Iraq, Oct. 16, 2002: 100 percent of registered voters went to the polls (nobody in the whole country was sick that day) and every single one of the country’s 11,445,638 voters in a referendum voted “yes” to extend Saddam Hussein’s hold on power (including all the Shia and Kurds who hated him and all the people who famously tore down his statue six months later). North Korea, March 8, 2009: 99.8 percent of all registered voters turned out for a Supreme People’s Assembly election (amazing how almost nobody gets sick or travels on election day). The entire voting public — 100 percent — voted for candidates of the Democratic Front for the Reunification of the Fatherland, dominated by the Kim family, which has ruled North Korea for almost 70 years. If you believe those “official” numbers or that any of those elections were fair, I have a bridge in Brooklyn to sell you; and if you believe the results reported by the Venezuelan government in Sunday’s constituent assembly vote, I’ll sell you that same bridge a second time.

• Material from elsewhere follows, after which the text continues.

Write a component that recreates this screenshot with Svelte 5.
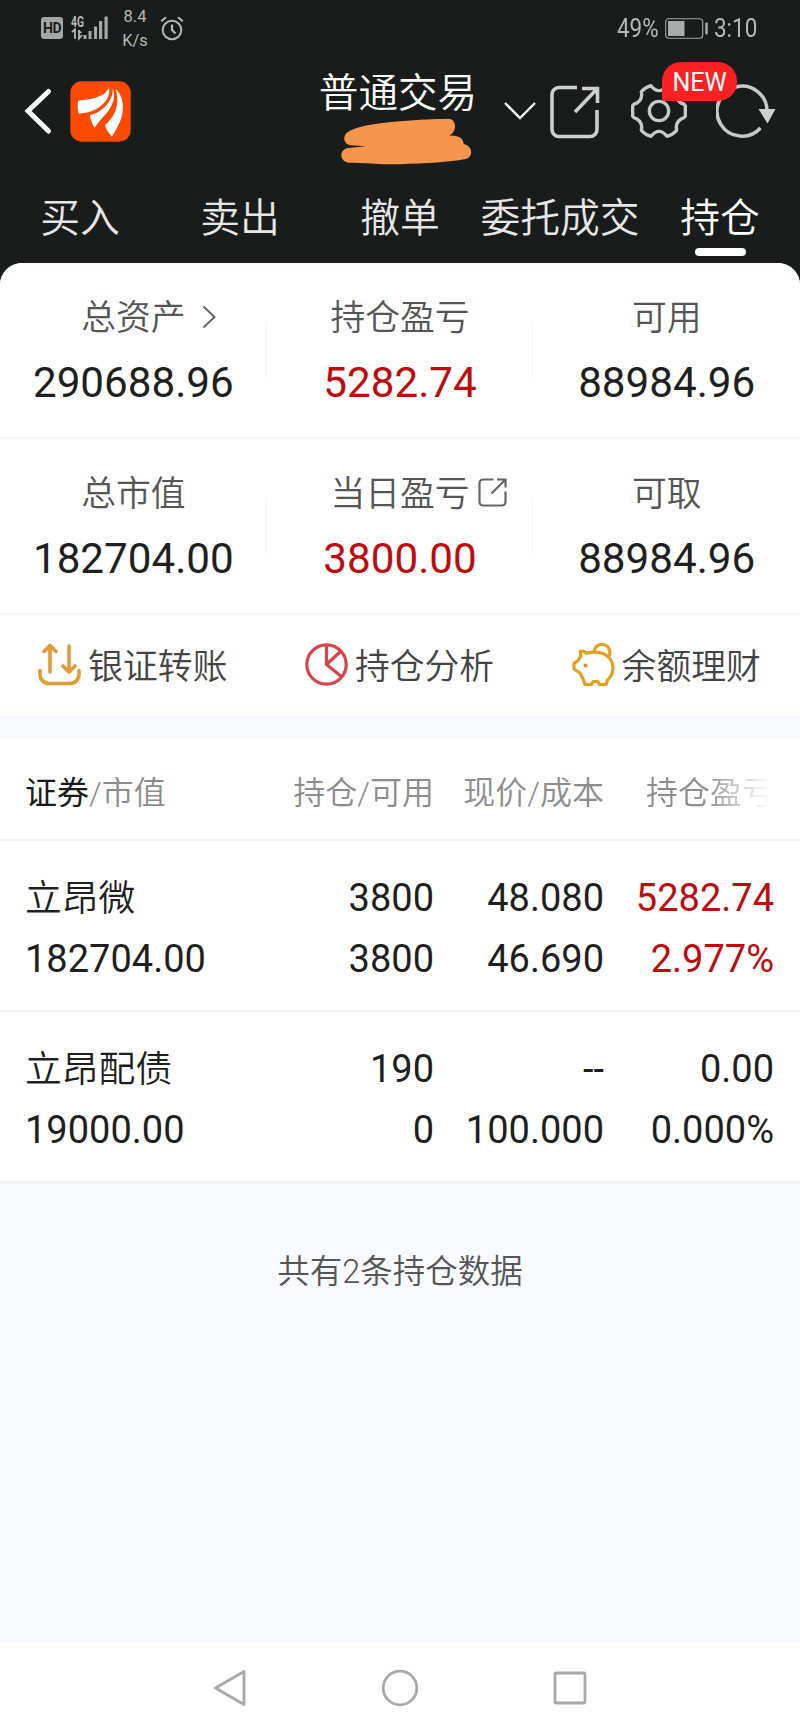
<script>
  let activeTab = '持仓';
  const tabs = ['买入', '卖出', '撤单', '委托成交', '持仓'];

  const summary = [
    [
      { label: '总资产', value: '290688.96', icon: 'chevron' },
      { label: '持仓盈亏', value: '5282.74', up: true },
      { label: '可用', value: '88984.96' }
    ],
    [
      { label: '总市值', value: '182704.00' },
      { label: '当日盈亏', value: '3800.00', up: true, icon: 'share' },
      { label: '可取', value: '88984.96' }
    ]
  ];

  const positions = [
    {
      name: '立昂微',
      marketValue: '182704.00',
      held: '3800',
      available: '3800',
      price: '48.080',
      cost: '46.690',
      profit: '5282.74',
      rate: '2.977%',
      up: true
    },
    {
      name: '立昂配债',
      marketValue: '19000.00',
      held: '190',
      available: '0',
      price: '--',
      cost: '100.000',
      profit: '0.00',
      rate: '0.000%',
      up: false
    }
  ];
</script>

<div class="screen">
  <header>
    <div class="status">
      <span class="hd">HD</span>
      <svg class="signal" width="38" height="26" viewBox="0 0 38 26">
        <text x="0" y="11.5" textLength="13" lengthAdjust="spacingAndGlyphs">4G</text>
        <path d="M1 17l3-2.5V24M8 15v8.500l3-3.500M8 18l2.500-1" fill="none" stroke="#b4b8b6" stroke-width="1.8" />
        <path d="M12.500 20h3v4h-3zM17.500 16h3v8h-3zM23 11.500h3V24h-3zM28 6h3.200v18H28zM33.500 1.500h3.200V24h-3.200z" fill="#a3a7a5" />
      </svg>
      <span class="speed">8.4<br />K/s</span>
      <svg class="alarm" width="24" height="25" viewBox="0 0 24 25" fill="none" stroke="#b4b8b6">
        <circle cx="12" cy="14" r="9.300" stroke-width="2" />
        <path d="M12 8.500V14l3.500 3.500" stroke-width="2.200" />
        <path d="M1.200 5.200L6 1.200M22.800 5.200L18 1.200" stroke-width="2" />
      </svg>
      <span class="percent">49%</span>
      <svg class="battery" width="43" height="21" viewBox="0 0 43 21">
        <rect x=".7" y=".7" width="37" height="19.500" rx="3" fill="none" stroke="#a3a7a5" stroke-width="1.100" />
        <rect x="3" y="3" width="16.500" height="15" fill="#a8acaa" />
        <rect x="40.300" y="4.500" width="2.500" height="12" rx="1" fill="#a8acaa" />
      </svg>
      <span class="clock">3:10</span>
    </div>

    <div class="bar">
      <svg class="back" width="30" height="50" viewBox="0 0 30 50" fill="none" stroke="#fff" stroke-width="5" stroke-linecap="round" stroke-linejoin="miter">
        <path d="M24.500 5.500L4 25l20.500 20" />
      </svg>
      <svg class="logo" width="61" height="61" viewBox="210 243 183 183">
        <rect x="211" y="244" width="181" height="181" rx="34" fill="#fd4a03" />
        <g fill="#fff">
          <path d="M327 261C333 287 316 312 288 328C270 337 251 340 236 341C233 327 232 314 234 303C243 298 264 300 287 293C309 286 321 277 327 261Z" />
          <path d="M338 265C347 287 341 307 330 325C318 345 301 358 284 383C276 371 271 359 270 345C291 341 312 327 326 306C335 293 340 280 338 265Z" />
          <path d="M347 267C366 285 371 308 368 333C365 364 348 389 336 410C325 399 318 387 315 375C332 361 347 340 351 315C354 296 351 280 347 267Z" />
        </g>
      </svg>
      <div class="account">
        <span class="title">普通交易</span>
        <svg width="131" height="47" viewBox="1023 352 393 141">
          <path fill="#f6964c" d="M1050 390C1090 372 1150 366 1200 362C1260 356 1300 355 1345 354C1370 354 1373 394 1346 405C1378 403 1391 415 1391 430C1421 437 1420 472 1393 476C1350 484 1280 488 1200 491C1150 492 1090 486 1045 486C1017 482 1017 446 1045 442L1098 437L1050 434C1028 428 1026 400 1050 390Z" />
        </svg>
      </div>
      <svg class="down" width="32" height="20" viewBox="0 0 32 20" fill="none" stroke="#fff" stroke-width="2.300">
        <path d="M1 2l15 15L31 2" />
      </svg>
      <svg class="share" width="50" height="54" viewBox="0 0 50 54" fill="none" stroke="#cfcfcf" stroke-width="3.600">
        <path d="M27 2.500H9A7 7 0 0 0 2 9.500v35A7 7 0 0 0 9 51.500H40a7 7 0 0 0 7-7V25M32 3.500h15.500V18M47 4L25 27" />
      </svg>
      <div class="settings">
        <svg width="56" height="56" viewBox="-84 -84 168 168" fill="none" stroke="#c8c8c8" stroke-width="10" stroke-linejoin="round">
          <path d="M79 16Q76 22 66 24Q48 36 53 58Q40 72 24 76Q0 46-24 76Q-40 72-53 58Q-48 36-66 24Q-76 22-79 16V-16Q-76-22-66-24Q-48-36-53-58Q-40-72-24-76Q0-46 24-76Q40-72 53-58Q48-36 66-24Q76-22 79-16Z" />
          <circle r="29" />
        </svg>
        <span class="badge">NEW</span>
      </div>
      <svg class="refresh" width="60" height="55" viewBox="0 0 60 55">
        <path d="M44.500 44A25 25 0 1 1 51 28" fill="none" stroke="#c8c8c8" stroke-width="3.500" />
        <path d="M42.500 25h17L51.500 39.500z" fill="#cfcfcf" />
      </svg>
    </div>

    <nav>
      {#each tabs as tab}
        <button type="button" class:active={tab === activeTab} on:click={() => (activeTab = tab)}>{tab}</button>
      {/each}
    </nav>
  </header>

  <main>
    <section class="overview">
      {#each summary as row}
        <div class="row">
          {#each row as item}
            <div class="cell">
              <div class="label">
                {item.label}
                {#if item.icon === 'chevron'}
                  <svg class="more" width="14" height="24" viewBox="0 0 14 24" fill="none" stroke="#666" stroke-width="2">
                    <path d="M1.500 1.500L12.500 12l-11 10.500" />
                  </svg>
                {:else if item.icon === 'share'}
                  <svg class="open" width="29" height="29" viewBox="0 0 29 29" fill="none" stroke="#666" stroke-width="2.200">
                    <path d="M15.500 1.500H5a3.500 3.500 0 0 0-3.500 3.500v19A3.500 3.500 0 0 0 5 27.500h19a3.500 3.500 0 0 0 3.500-3.500V13.500M19 1.500h8.500V9.500M27 2L13.500 15.500" />
                  </svg>
                {/if}
              </div>
              <div class="value" class:up={item.up}>{item.value}</div>
            </div>
          {/each}
        </div>
      {/each}

      <div class="actions">
        <div class="action">
          <svg width="43" height="43" viewBox="0 0 43 43" fill="none" stroke="#e49a37" stroke-width="3.600" stroke-linecap="round" stroke-linejoin="round">
            <path d="M12 29V3M6 8.500L12 2.500l6 6M31 3v25M25 23l6 6 6-6" />
            <path d="M2 27.500v4a9 9 0 0 0 9 9h21a9 9 0 0 0 9-9v-4" />
          </svg>
          <span>银证转账</span>
        </div>
        <div class="action">
          <svg width="43" height="43" viewBox="0 0 43 43" fill="none" stroke="#d9434b" stroke-width="3.200">
            <circle cx="21.500" cy="21.500" r="19.700" />
            <path d="M21.500 2v19.500L37 34M21.500 21.500L36 8" />
          </svg>
          <span>持仓分析</span>
        </div>
        <div class="action">
          <svg width="43" height="43" viewBox="0 0 43 43" fill="none" stroke="#e4a01c" stroke-width="3.200" stroke-linejoin="round">
            <path d="M8 8.500c3-1 5 0 6.500 1.800C19 9 26 8.700 31 10.500c6 2.500 10 8 10 14 0 6-2.500 10-5.500 12.500l-1.500 4.500h-6.500l-1.500-3h-5l-1.500 3H13l-1.500-4.500L8 30l-6-4v-5.500l4-3 3-4.500z" />
            <path d="M22 8.500C23 4 26 1.500 30 1.500c5 0 8 4 8 8 0 2-.5 3-1.500 4.500" />
            <circle cx="13.500" cy="22.500" r="2" fill="#d98e2c" stroke="none" />
          </svg>
          <span>余额理财</span>
        </div>
      </div>
    </section>

    <section class="positions">
      <div class="line head">
        <span><b>证券</b>/市值</span>
        <span>持仓/可用</span>
        <span>现价/成本</span>
        <span class="fade">持仓盈亏</span>
      </div>
      {#each positions as p}
        <div class="line">
          <span class="name">{p.name}</span>
          <span>{p.held}</span>
          <span>{p.price}</span>
          <span class:up={p.up}>{p.profit}</span>
          <span>{p.marketValue}</span>
          <span>{p.available}</span>
          <span>{p.cost}</span>
          <span class:up={p.up}>{p.rate}</span>
        </div>
      {/each}
    </section>

    <p class="count">共有{positions.length}条持仓数据</p>
  </main>

  <footer>
    <svg width="34" height="38" viewBox="0 0 34 38"><path d="M31 2.500v33L2.500 19z" /></svg>
    <svg width="38" height="38" viewBox="0 0 38 38"><circle cx="19" cy="19" r="16.800" /></svg>
    <svg width="34" height="34" viewBox="0 0 34 34"><rect x="2" y="2" width="30" height="30" rx="1" /></svg>
  </footer>
</div>

<style>
  :global(body) {
    margin: 0;
    background: #181c1b;
  }

  .screen {
    display: flex;
    flex-direction: column;
    width: 800px;
    height: 1733px;
    overflow: hidden;
    background: #181c1b;
    font-family: Roboto, "Noto Sans CJK SC", sans-serif;
    color: #1f1f1f;
    white-space: nowrap;
  }

  svg {
    display: block;
    flex: none;
  }

  .status {
    display: flex;
    align-items: center;
    box-sizing: border-box;
    height: 56px;
    padding: 0 0 0 41px;
    color: #b4b8b6;
  }

  .hd {
    width: 22px;
    height: 22px;
    border-radius: 3px;
    background: #a3a7a5;
    color: #181c1b;
    font-size: 14px;
    font-weight: 700;
    line-height: 22px;
    text-align: center;
    letter-spacing: -0.5px;
  }

  .signal {
    margin-left: 8px;
    margin-top: -1px;
  }

  .signal text {
    font-size: 14px;
    font-weight: 700;
    fill: #b4b8b6;
  }

  .speed {
    width: 30px;
    margin-left: 11px;
    margin-top: 1px;
    font-size: 16.5px;
    line-height: 24px;
    text-align: center;
  }

  .alarm {
    margin-left: 10px;
  }

  .percent, .clock {
    font-size: 25.5px;
    transform: scaleX(0.88);
    transform-origin: left;
  }

  .percent {
    width: 47px;
    margin-left: 433px;
  }

  .battery {
    margin-left: 1px;
  }

  .clock {
    margin-left: 6px;
  }

  .bar {
    display: flex;
    align-items: flex-start;
    height: 124px;
  }

  .back {
    margin: 30px 0 0 24px;
  }

  .logo {
    margin: 25px 0 0 16px;
  }

  .account {
    display: flex;
    flex-direction: column;
    align-items: center;
    width: 170px;
    margin: 13px 0 0 190px;
  }

  .title {
    color: #fff;
    font-size: 39.6px;
    font-weight: 350;
    line-height: 49px;
    margin-left: -16px;
  }

  .down {
    margin: 45px 0 0 13px;
  }

  .share {
    margin: 29px 0 0 14px;
  }

  .settings {
    position: relative;
    margin: 27px 0 0 31px;
  }

  .badge {
    position: absolute;
    left: 31px;
    top: -21px;
    width: 75px;
    height: 39px;
    border-radius: 19px 19px 19px 3px;
    background: #fb2021;
    color: #fff;
    font-size: 25px;
    line-height: 41px;
    text-align: center;
  }

  .refresh {
    margin: 28px 0 0 29px;
  }

  nav {
    display: flex;
    height: 83px;
  }

  nav button {
    display: flex;
    flex-direction: column;
    align-items: center;
    width: 160px;
    padding: 10px 0 0;
    border: none;
    background: none;
    color: #e6e6e6;
    font: 350 39.8px/58px Roboto, "Noto Sans CJK SC", sans-serif;
  }

  nav .active {
    color: #fff;
  }

  nav .active::after {
    content: "";
    width: 51px;
    height: 8px;
    border-radius: 4px;
    background: #fff;
  }

  main {
    flex: 1;
    border-radius: 22px 22px 0 0;
    background: #f7fbff;
    overflow: hidden;
  }

  .overview, .positions {
    background: #fff;
  }

  .row {
    display: flex;
    box-sizing: border-box;
    height: 176px;
    border-bottom: 2px solid #f5f5f5;
  }

  .cell {
    flex: 1;
    padding-top: 31px;
    background: linear-gradient(#f2f2f2, #f2f2f2) right 60px / 1px 55px no-repeat;
  }

  .cell:last-child {
    background: none;
  }

  .label {
    display: flex;
    align-items: center;
    justify-content: center;
    color: #555;
    font-size: 34.8px;
    font-weight: 350;
    line-height: 48px;
  }

  .more {
    margin: -3px -30px 0 16px;
  }

  .open {
    margin: -4px -37px 0 8px;
  }

  .value {
    margin-top: 17px;
    font-size: 42.2px;
    line-height: 48px;
    text-align: center;
  }

  .up {
    color: #bf0a0e;
  }

  .actions {
    display: flex;
    height: 101px;
  }

  .action {
    display: flex;
    flex: 1;
    align-items: center;
    justify-content: center;
    gap: 7px;
    color: #444;
    font-size: 34.8px;
    font-weight: 350;
  }

  .action svg {
    margin-left: -1px;
    margin-bottom: 2px;
  }

  .action span {
    margin-bottom: 4px;
  }

  .positions {
    margin-top: 22px;
  }

  .line {
    display: grid;
    grid-template-columns: 239px 170px 170px 170px;
    box-sizing: border-box;
    height: 171px;
    padding: 27px 26px 0 25px;
    border-bottom: 2px solid #f2f2f2;
    font-size: 38px;
    line-height: 60px;
    grid-auto-rows: 60.5px;
    text-align: right;
  }

  .line span:nth-child(4n + 1) {
    text-align: left;
  }

  .line .name {
    font-size: 36.8px;
    font-weight: 350;
    line-height: 62px;
  }

  .head {
    height: 103px;
    padding-top: 25px;
    color: #8c8c8c;
    font-size: 32px;
    font-weight: 350;
  }

  .head b {
    color: #1a1a1a;
    font-weight: 400;
  }

  .fade {
    mask-image: linear-gradient(to right, #000 60%, rgba(0, 0, 0, 0.4) 80%, transparent 98%);
  }

  .count {
    margin: 64px 0 0;
    color: #555;
    font-size: 32.5px;
    font-weight: 350;
    line-height: 50px;
    text-align: center;
  }

  footer {
    display: flex;
    align-items: center;
    justify-content: center;
    gap: 134px;
    height: 90px;
    margin-left: -1px;
    background: #fff;
  }

  footer svg {
    fill: none;
    stroke: #a8a8a8;
    stroke-width: 2.8;
    stroke-linejoin: round;
  }
</style>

The latest vote in Venezuela should now be added to the long list of sham “elections” held by authoritarian regimes that have abandoned or never had any semblance of true democracy. The government of Nicolas Maduro claims more than 8 million people voted to support an unconstitutional constituent assembly that’s intended to formalize a one-party communist state, extending and strengthening the power of the unpopular Maduro.
If that many Venezuelans voted to support Maduro, it would have been a tremendous victory. Unfortunately for the Venezuelan president, the results are patently absurd. Maduro was elected in 2013 with 500,000 fewer votes. Two years later, his socialist party lost 2 million of those voters, only mustering 5.6 million in an overwhelming defeat in parliamentary elections.